Und all das akzeptieren wir, obwohl uns die konservative Politik in Deutschland immer noch den Beweis schuldig ist, inwieweit gewaltbeinhaltende Medien wirklich einen Einfluss auf unser soziales Verhalten haben. Stattdessen lassen wir uns von der Springer-Presse mit Fotomontagen aufstacheln, die Amokläufer zeigen, die anscheinend in Kampfausrüstung deutsche Schulen stürmen (siehe falsche Berichterstattung der „Bild“ über den Amoklauf von Winnenden).

Die Forderung, auch des AK Zensur, muss also sein: Weg mit den Zensurwerkzeugen und nicht nur weg mit dem neuen JMStV! Denn andere europäische Länder, wie auch unser Nachbar Österreich, machen es uns vor: in Staaten, wo es keine einheitlichen Jugend(medien)schutz-Standards gibt – wie bei uns -, ist noch nicht die Anarchie ausgebrochen.
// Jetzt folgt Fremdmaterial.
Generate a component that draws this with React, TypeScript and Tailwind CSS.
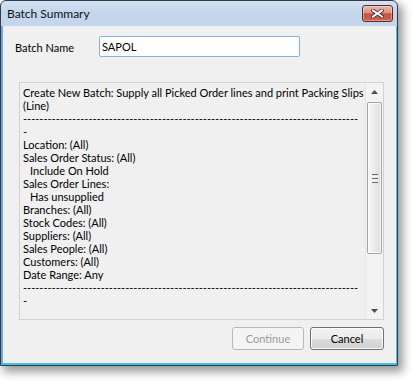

Auch ist kein deutlicher Anstieg von Amokläufen an österreichischen Schulen zu verzeichnen, weshalb auch Deutschland – Volk und Politik – endlich begreifen muss, dass nicht die Medien unsere Jugend verderben, sondern unsere Ellenbogengesellschaft, die dazu neigt, bestimmte Personengruppen auszugrenzen.

Es geht der Politik nicht um den Schutz der Kinder oder der Jugendlichen, es geht ihnen rein um die Beibehaltung alter Muster, weil man vor dem Neuen Angst hat.